Las agresiones nos domestican. Ése es uno de sus fines más macabros y crueles. Cuando abusan de ti, cuanto te agreden, comienzas a sentir que tu cuerpo es un traidor. Está sucio y marcado de por vida. Incluso en algunas situaciones ha podido sentir placer (ocurre en algunas agresiones sexuales), por lo que debe morir. Y así actuamos, nos matamos. Nosotras entramos en el perverso juego de creernos cazadoras de un mayor y peor lobo: nuestro cuerpo. Maldito por haber provocado, por haber (incluso) gozado, por no haber triunfado en la resistencia, por haber aceptado. Cuando la agresión termina, comienza el infierno. Todo lo que aprendimos sobre nuestro deseo se rompe en nuestras manos. Si antes éramos unas intrépidas en el sexo y nos atrevíamos a ir directas al grano, ahora tememos y temblamos ante un encuentro sexual. Bajamos la cabeza y nos vamos. La agresión de un lobo nos domestica y esto les beneficia tanto a lobos como a cazadores. Cuando nos agreden aprendemos a estar en nuestro sitio. Ese sitio del que nos han hablado desde pequeñas. No es curioso que muchas mujeres y niñas agredidas muestren, antes de la agresión, un carácter fuerte, desinhibido, ligero, crítico, propio. Para pasar a vivirse después de manera apocada, frágil, vulnerable, dependiente de otro, inseguro. Aquellas que antes no habían aprendido la lección de «una mujer ha de ser sumisa, suave, tierna, mimosa, dependiente, protegida» son metidas en cintura gracias a la agresión sexual. Cuando eres demasiado libre, alguien se ocupará en hacerte comprender que esto que proyectas no puede ser real. No se puede consentir. Es posible que antes de la agresión estas mujeres y niñas no fuésemos mujeres. No como en el imaginario normativo se plantea. Pues no éramos sumisas, ni expectantes a la palabra ni demanda del otro. Es posible, muy posible, que las agresiones nos hagan mujeres (en lo que a la definición y expectativas de género se refiere). Que padecerlas y sobrevivirlas nos den la identidad esperada y diseñada para nosotras. Es cruel pero lo siento certero: una no nace mujer, las agresiones le hacen mujer (no sé qué diría Simone de Beauvoir de esto).

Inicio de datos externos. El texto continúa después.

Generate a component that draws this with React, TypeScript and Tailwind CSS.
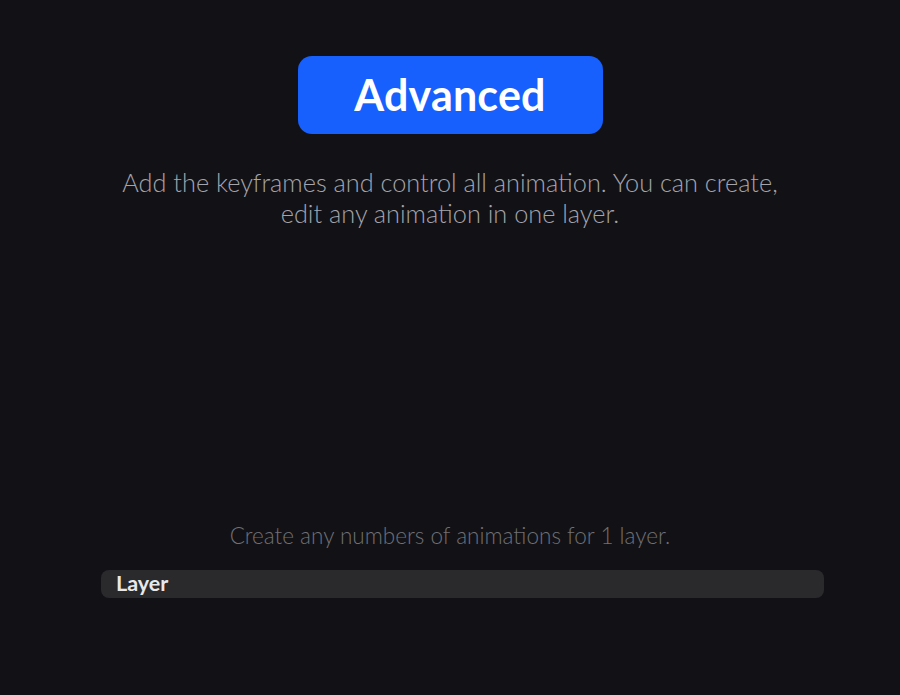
export default function App() {
  return (
    <div
      className="w-[900px] h-[695px] bg-[#121216] flex flex-col items-center overflow-hidden"
      style={{ fontFamily: 'Lato, "Open Sans", sans-serif' }}
    >
      <div className="mt-[56px] w-[305px] h-[78px] rounded-[14px] bg-[#1760fd] flex items-center justify-center">
        <span className="text-[43px] font-bold text-white tracking-[0.2px]">Advanced</span>
      </div>

      <p className="mt-[33px] w-[720px] text-center text-[25.3px] leading-[31px] font-light text-[#a4a4ac]">
        Add the keyframes and control all animation. You can create,
        <br />
        edit any animation in one layer.
      </p>

      <p className="mt-[293px] text-[22.5px] leading-[28px] font-light text-[#6f6f75]">
        Create any numbers of animations for 1 layer.
      </p>

      <div className="mt-[20px] w-[723px] h-[28px] rounded-[8px] bg-[#2a2a2d] flex items-center pl-[15px] self-start ml-[101px]">
        <span className="text-[21.5px] font-bold text-[#e8e8ea] leading-none">Layer</span>
      </div>
    </div>
  );
}
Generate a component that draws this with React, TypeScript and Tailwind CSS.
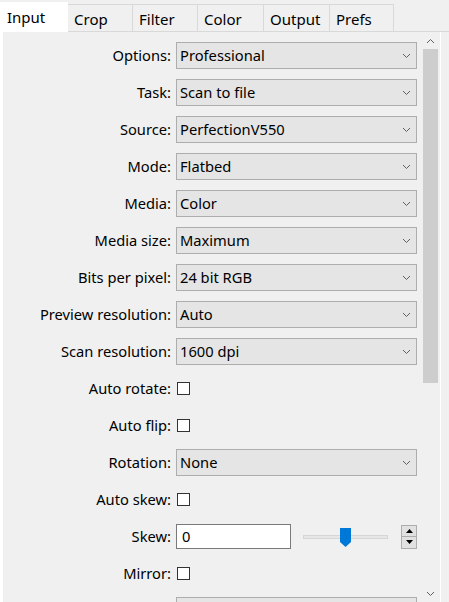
import React from "react";

const tabs = [
  { name: "Input", w: "w-[68px]" },
  { name: "Crop", w: "w-[65px]" },
  { name: "Filter", w: "w-[65px]" },
  { name: "Color", w: "w-[66px]" },
  { name: "Output", w: "w-[66px]" },
  { name: "Prefs", w: "w-[64px]" },
];

type Row =
  | { label: string; kind: "combo"; value: string }
  | { label: string; kind: "check" }
  | { label: string; kind: "skew" };

const rows: Row[] = [
  { label: "Options:", kind: "combo", value: "Professional" },
  { label: "Task:", kind: "combo", value: "Scan to file" },
  { label: "Source:", kind: "combo", value: "PerfectionV550" },
  { label: "Mode:", kind: "combo", value: "Flatbed" },
  { label: "Media:", kind: "combo", value: "Color" },
  { label: "Media size:", kind: "combo", value: "Maximum" },
  { label: "Bits per pixel:", kind: "combo", value: "24 bit RGB" },
  { label: "Preview resolution:", kind: "combo", value: "Auto" },
  { label: "Scan resolution:", kind: "combo", value: "1600 dpi" },
  { label: "Auto rotate:", kind: "check" },
  { label: "Auto flip:", kind: "check" },
  { label: "Rotation:", kind: "combo", value: "None" },
  { label: "Auto skew:", kind: "check" },
  { label: "Skew:", kind: "skew" },
  { label: "Mirror:", kind: "check" },
  { label: "", kind: "combo", value: "" },
];

function Chevron({ className = "" }: { className?: string }) {
  return (
    <svg width="9" height="6" viewBox="0 0 9 6" className={className}>
      <path d="M1 1 L4.5 4.5 L8 1" fill="none" stroke="currentColor" strokeWidth="1" />
    </svg>
  );
}

function Combo({ value }: { value: string }) {
  return (
    <div className="flex h-[27px] w-[241px] items-center justify-between border border-[#adadad] bg-[#e5e5e5] pl-[3px] pr-[5px]">
      <span>{value}</span>
      <Chevron className="text-[#606060]" />
    </div>
  );
}

function Check() {
  return <div className="ml-px h-[13px] w-[13px] border border-[#333] bg-white" />;
}

function Skew() {
  return (
    <div className="flex w-[241px] items-center">
      <div className="flex h-[25px] w-[116px] items-center border border-[#7a7a7a] bg-white pl-[5px]">0</div>
      <div className="relative ml-[12px] h-[18px] w-[85px]">
        <div className="absolute left-0 right-0 top-[7px] h-[4px] border border-[#d6d6d6] bg-[#e7e7e7]" />
        <svg width="11" height="19" viewBox="0 0 11 19" className="absolute left-[37px] top-0">
          <path d="M0 0 H11 V14 L5.5 19 L0 14 Z" fill="#0078d7" />
        </svg>
      </div>
      <div className="ml-[13px] flex h-[24px] w-[16px] flex-col border border-[#adadad] bg-[#e1e1e1]">
        <div className="flex flex-1 items-center justify-center border-b border-[#adadad]">
          <svg width="7" height="4" viewBox="0 0 7 4"><path d="M0 4 L3.5 0 L7 4 Z" fill="#000" /></svg>
        </div>
        <div className="flex flex-1 items-center justify-center">
          <svg width="7" height="4" viewBox="0 0 7 4"><path d="M0 0 L3.5 4 L7 0 Z" fill="#000" /></svg>
        </div>
      </div>
    </div>
  );
}

export default function App() {
  return (
    <div
      className="h-[602px] w-[449px] overflow-hidden bg-[#f0f0f0] text-[14.7px] leading-none text-black"
      style={{ fontFamily: '"Noto Sans", "Open Sans", sans-serif' }}
    >
      <div className="flex h-[31px] items-end">
        {tabs.map((t, i) =>
          i === 0 ? (
            <div
              key={t.name}
              className={`${t.w} relative z-10 -mb-px flex h-[30px] items-center bg-white pl-[7px] text-[15px]`}
            >
              {t.name}
            </div>
          ) : (
            <div
              key={t.name}
              className={`${t.w} flex h-[27px] items-center border-r border-t border-[#d9d9d9] pl-[6px] pt-[2px] text-[15px]`}
            >
              {t.name}
            </div>
          )
        )}
      </div>
      <div className="flex h-[571px] border-t border-[#d9d9d9] bg-white pl-[3px]">
        <div className="flex w-[437px] bg-[#f0f0f0]">
          <div className="flex w-[419px] flex-col gap-[10px] pt-[10px]">
            {rows.map((r, i) => (
              <div key={i} className="flex h-[27px] shrink-0 items-center">
                <div className="w-[169px] pr-[1px] text-right">{r.label}</div>
                <div className="ml-[4px] flex items-center">
                  {r.kind === "combo" && <Combo value={r.value} />}
                  {r.kind === "check" && <Check />}
                  {r.kind === "skew" && <Skew />}
                </div>
              </div>
            ))}
          </div>
          <div className="flex w-[17px] flex-col items-center">
            <div className="flex h-[17px] w-full items-center justify-center">
              <Chevron className="rotate-180 text-[#606060]" />
            </div>
            <div className="h-[334px] w-[15px] bg-[#cdcdcd]" />
            <div className="flex-1" />
            <div className="flex h-[17px] w-full items-center justify-center">
              <Chevron className="text-[#606060]" />
            </div>
          </div>
        </div>
        <div className="w-px bg-white" />
        <div className="flex-1 bg-[#f0f0f0]" />
      </div>
    </div>
  );
}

No tengo a mano el libro de Virginie Despentes Teoría King Kong para hacer un copia y pega de la cita. Pero ella marca una clave muy valiosa en relación a la violación y es que es el valor que se le da a ésta lo que nos domestica. El miedo a ser violadas nos deja rotas antes de que nos rompan. Cuando somos pequeñas nos enseñan a temer y nos piden que entreguemos nuestras alas con el fin de ser protegidas. Cuando vi la película de Maléfica pude ver esta representación que es parte del simbólico de una mujer. Maléfica era una niña hada con grandes poderes y unas enormes alas que su mejor amigo y su primer amor osa cortar. No lo hace por su bien, no en este caso. Pero es cierto que Maléfica daba pavor a los hombres por tener poderes que ellos ni podrían imaginar. Sin alas ¿quién sería? Para caber en esta sociedad hemos de ser amputadas. A veces nos amputan los buenos cazadores para que no vengan los lobos a rompernos y otras veces nos amputan los lobos. A menudo nos amputan ambos. Y siempre, siempre, acabamos rotas en sus manos. Pero lo que no saben ni unos ni otros es que sin alas, amputadas, rotas, quebradas, ensuciadas y asustadas seguimos siendo poderosas. La rabia y el dolor de esta pérdida ha de ayudarnos a pelear, a buscar y crear otras salidas, otros espacios para acabar con su reinado del terror. Maléfica no se convirtió en una apocada hada. Para nada fue domesticada. Todo lo contrario. De ser un hada dulce se convirtió en la peor pesadilla de los hombres. Se valió de un bastón, un cuervo y el amor verdadero para luchar. Porque no hay otro camino que no sea la lucha, nos guste o no. Hemos de luchar por nuestras alas y por las alas de las demás. Por las alas aún por cortar de nuestras pequeñas.
Dejemos de confiar nuestro cuerpo, nuestra seguridad y nuestros sueños en las manos de los buenos cazadores. Prefiero confiar en mí y en mis mujeres para custodiar mis alas. Yo deseo relacionarme con los hombres de una manera en la que yo no sea la joya a cuidar ni el cáliz a proteger. Porque cada vez que permito esto, me estoy arrancando las decenas de posibilidades de moverme con mi agilidad, con mi libertad. Desde mi propio deseo. Pero si he de confiar en otras para esta tarea (yo sola no puedo protegerme siempre, soy un ser interdependiente) las mujeres hemos de aprender a protegernos atravesando el miedo y las cadenas que caerán sobre aquellas que decidan usurpar el papel de «protector» al buen cazador. De eso se vale la indefensión aprehendida – enseñada por ellos- de creernos incapaces de protegernos y de proteger a las demás. Al lobo sólo le puede cazar el cazador. Quien ose a privarle de su papel identitario será cazada sin piedad.
¿Ovejas o halcones? Nosotras hemos de decidir qué somos.